Though there was always ideological tension between Davis and his party, liberal suspicion of the governor runs deeper. "People viewed the moderation as being more situational than a political philosophy," Canciamilla said. In the end, Davis may have been too self-serving to be able to sell centrism to the Democratic base the way Bill Clinton could. "He just didn't have the personal characteristics to pull it off," said Cain.
As the head of the California Democrats, it was Davis' responsibility to unite the party, to articulate a vision, to lead by example and not by polls -- charges he repeatedly failed. Davis' ceaseless fund-raising, which too often appeared to be linked to his policy choices, also did little to quell the idea that he had no true political philosophy. The result was a governor who often appeared to stand for the worst kind of political moderation -- a type of inverted centrism where he pandered to the left on certain issues but, day in and day out, fought even commonsensical reforms, such as when he repeatedly blocked efforts to strengthen consumer privacy.

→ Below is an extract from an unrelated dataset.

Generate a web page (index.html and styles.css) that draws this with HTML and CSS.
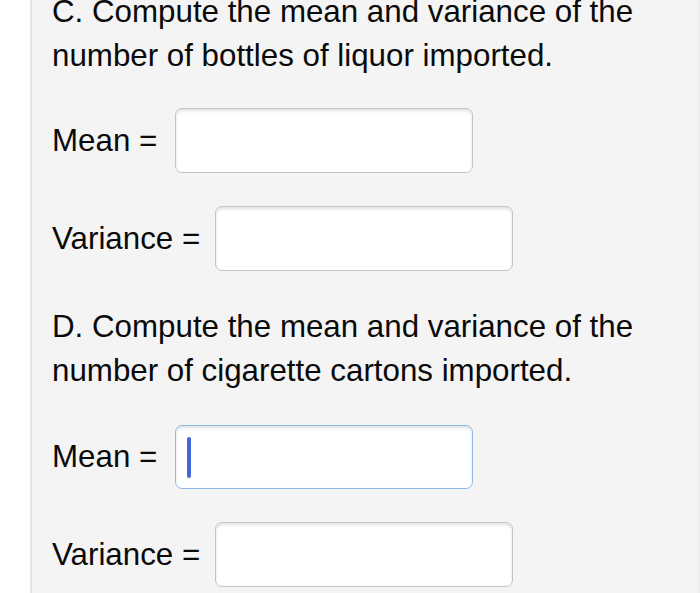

But for all the failures of Davis' brand of political moderation, the divide between liberals and centrists in the Democratic Party is real and growing. As the Schwarzenegger era begins, Democrats must find a way to stop this ideological splintering. But some Democrats still don't seem to get it. Just days after the recall, Davis vetoed a bill by John Vasconcellos, a liberal state senator from the Bay Area, that would have eased access to hypodermic needles but was opposed by law enforcement. What did Vasconcellos have to say about his fallen governor in response? "People will die, and the people who die can thank Gray Davis."